> Given material
* * *

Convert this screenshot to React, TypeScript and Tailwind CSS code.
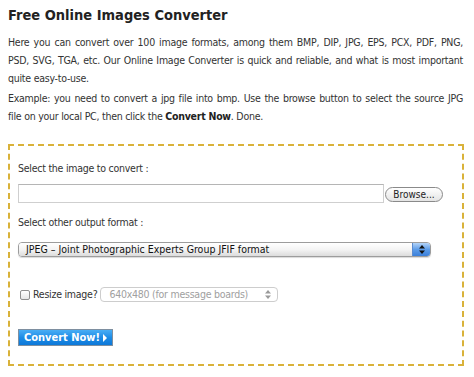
import React from "react";

const FONT = "font-['DejaVu_Sans_Condensed','Liberation_Sans',sans-serif]";

function UpDown({ color = "#111" }: { color?: string }) {
  return (
    <svg width="6" height="9" viewBox="0 0 6 9">
      <path d="M3 0 L6 3.5 H0 Z" fill={color} />
      <path d="M3 9 L6 5.5 H0 Z" fill={color} />
    </svg>
  );
}

export default function App() {
  return (
    <div className={`${FONT} w-[474px] h-[377px] bg-white text-[#333] pl-2 pr-[11px] pt-[6px]`}>
      <h1 className="text-[14.5px] font-bold leading-[18px] text-[#222]">Free Online Images Converter</h1>

      <p className="mt-[9px] text-[10.5px] leading-[18px] tracking-[-0.25px] text-justify">
        Here you can convert over 100 image formats, among them BMP, DIP, JPG, EPS, PCX, PDF, PNG, PSD, SVG,
        TGA, etc. Our Online Image Converter is quick and reliable, and what is most important quite easy-to-use.
      </p>
      <p className="mt-[2px] text-[10.5px] leading-[18px] tracking-[-0.25px]">
        <span className="block text-justify [text-align-last:justify]">
          Example: you need to convert a jpg file into bmp. Use the browse button to select the source JPG
        </span>
        <span className="block">
          file on your local PC, then click the <b className="text-[#222]">Convert Now</b>. Done.
        </span>
      </p>

      <div className="mt-[19px] w-[456px] border-2 border-dashed border-[#d9b23a] pl-2 pr-2 pt-[14px] pb-[18px] text-[10.5px] tracking-[-0.25px]">
        <div className="leading-[16px]">Select the image to convert :</div>
        <div className="mt-2 flex items-center">
          <div className="w-[366px] h-[19px] border border-[#cfcfcf] border-t-[#b5b5b5] bg-white" />
          <button className="ml-[1px] mt-[2px] h-[15px] w-[58px] rounded-full border border-[#8a8a8a] bg-gradient-to-b from-white to-[#e4e4e4] text-[10px] leading-[13px] tracking-normal text-[#222]">
            Browse...
          </button>
        </div>

        <div className="mt-[11px] leading-[16px]">Select other output format :</div>
        <div className="mt-3 flex h-[15px] w-[413px] overflow-hidden rounded-[4px] border border-[#9c9c9c] shadow-[0_1px_1px_rgba(0,0,0,0.15)]">
          <div className="flex flex-1 items-center bg-gradient-to-b from-white via-[#f4f4f4] to-[#dcdcdc] pl-[7px] text-[10.5px] leading-[13px] text-[#111] tracking-[0px]">
            JPEG – Joint Photographic Experts Group JFIF format
          </div>
          <div className="flex w-[18px] items-center justify-center border-l border-[#5a8bd0] bg-gradient-to-b from-[#b3d3f7] via-[#5c9ce8] to-[#3a7fd9]">
            <UpDown />
          </div>
        </div>

        <div className="mt-[30px] flex h-[15px] items-center">
          <div className="ml-[2px] h-[10px] w-[10px] rounded-[2px] border border-[#8f8f8f] bg-gradient-to-b from-white to-[#e6e6e6]" />
          <span className="ml-[3px] leading-[15px]">Resize image?</span>
          <div className="ml-[3px] flex h-[15px] w-[178px] items-center justify-between rounded-[4px] border border-[#cdcdcd] bg-white pl-[8px] pr-[6px]">
            <span className="text-[10.5px] leading-[13px] text-[#a0a0a0]">640x480 (for message boards)</span>
            <UpDown color="#9a9a9a" />
          </div>
        </div>

        <button className="mt-[27px] flex h-[17px] w-[95px] items-center justify-center gap-[3px] border border-[#7e8fa0] bg-gradient-to-b from-[#48aef5] via-[#1d8ce6] to-[#0c78d8] text-[11px] font-bold leading-[15px] tracking-normal text-white">
          Convert Now!
          <svg width="4" height="8" viewBox="0 0 4 8">
            <path d="M0 0 L4 4 L0 8 Z" fill="#fff" />
          </svg>
        </button>
      </div>
    </div>
  );
}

* * *

> Exercise prompt
Repeat the data exactly, excluding the pictures.

> The completed task
Convert this screenshot to React, TypeScript and Tailwind CSS code.
import React from "react";

const FONT = "font-['DejaVu_Sans_Condensed','Liberation_Sans',sans-serif]";

function UpDown({ color = "#111" }: { color?: string }) {
  return (
    <svg width="6" height="9" viewBox="0 0 6 9">
      <path d="M3 0 L6 3.5 H0 Z" fill={color} />
      <path d="M3 9 L6 5.5 H0 Z" fill={color} />
    </svg>
  );
}

export default function App() {
  return (
    <div className={`${FONT} w-[474px] h-[377px] bg-white text-[#333] pl-2 pr-[11px] pt-[6px]`}>
      <h1 className="text-[14.5px] font-bold leading-[18px] text-[#222]">Free Online Images Converter</h1>

      <p className="mt-[9px] text-[10.5px] leading-[18px] tracking-[-0.25px] text-justify">
        Here you can convert over 100 image formats, among them BMP, DIP, JPG, EPS, PCX, PDF, PNG, PSD, SVG,
        TGA, etc. Our Online Image Converter is quick and reliable, and what is most important quite easy-to-use.
      </p>
      <p className="mt-[2px] text-[10.5px] leading-[18px] tracking-[-0.25px]">
        <span className="block text-justify [text-align-last:justify]">
          Example: you need to convert a jpg file into bmp. Use the browse button to select the source JPG
        </span>
        <span className="block">
          file on your local PC, then click the <b className="text-[#222]">Convert Now</b>. Done.
        </span>
      </p>

      <div className="mt-[19px] w-[456px] border-2 border-dashed border-[#d9b23a] pl-2 pr-2 pt-[14px] pb-[18px] text-[10.5px] tracking-[-0.25px]">
        <div className="leading-[16px]">Select the image to convert :</div>
        <div className="mt-2 flex items-center">
          <div className="w-[366px] h-[19px] border border-[#cfcfcf] border-t-[#b5b5b5] bg-white" />
          <button className="ml-[1px] mt-[2px] h-[15px] w-[58px] rounded-full border border-[#8a8a8a] bg-gradient-to-b from-white to-[#e4e4e4] text-[10px] leading-[13px] tracking-normal text-[#222]">
            Browse...
          </button>
        </div>

        <div className="mt-[11px] leading-[16px]">Select other output format :</div>
        <div className="mt-3 flex h-[15px] w-[413px] overflow-hidden rounded-[4px] border border-[#9c9c9c] shadow-[0_1px_1px_rgba(0,0,0,0.15)]">
          <div className="flex flex-1 items-center bg-gradient-to-b from-white via-[#f4f4f4] to-[#dcdcdc] pl-[7px] text-[10.5px] leading-[13px] text-[#111] tracking-[0px]">
            JPEG – Joint Photographic Experts Group JFIF format
          </div>
          <div className="flex w-[18px] items-center justify-center border-l border-[#5a8bd0] bg-gradient-to-b from-[#b3d3f7] via-[#5c9ce8] to-[#3a7fd9]">
            <UpDown />
          </div>
        </div>

        <div className="mt-[30px] flex h-[15px] items-center">
          <div className="ml-[2px] h-[10px] w-[10px] rounded-[2px] border border-[#8f8f8f] bg-gradient-to-b from-white to-[#e6e6e6]" />
          <span className="ml-[3px] leading-[15px]">Resize image?</span>
          <div className="ml-[3px] flex h-[15px] w-[178px] items-center justify-between rounded-[4px] border border-[#cdcdcd] bg-white pl-[8px] pr-[6px]">
            <span className="text-[10.5px] leading-[13px] text-[#a0a0a0]">640x480 (for message boards)</span>
            <UpDown color="#9a9a9a" />
          </div>
        </div>

        <button className="mt-[27px] flex h-[17px] w-[95px] items-center justify-center gap-[3px] border border-[#7e8fa0] bg-gradient-to-b from-[#48aef5] via-[#1d8ce6] to-[#0c78d8] text-[11px] font-bold leading-[15px] tracking-normal text-white">
          Convert Now!
          <svg width="4" height="8" viewBox="0 0 4 8">
            <path d="M0 0 L4 4 L0 8 Z" fill="#fff" />
          </svg>
        </button>
      </div>
    </div>
  );
}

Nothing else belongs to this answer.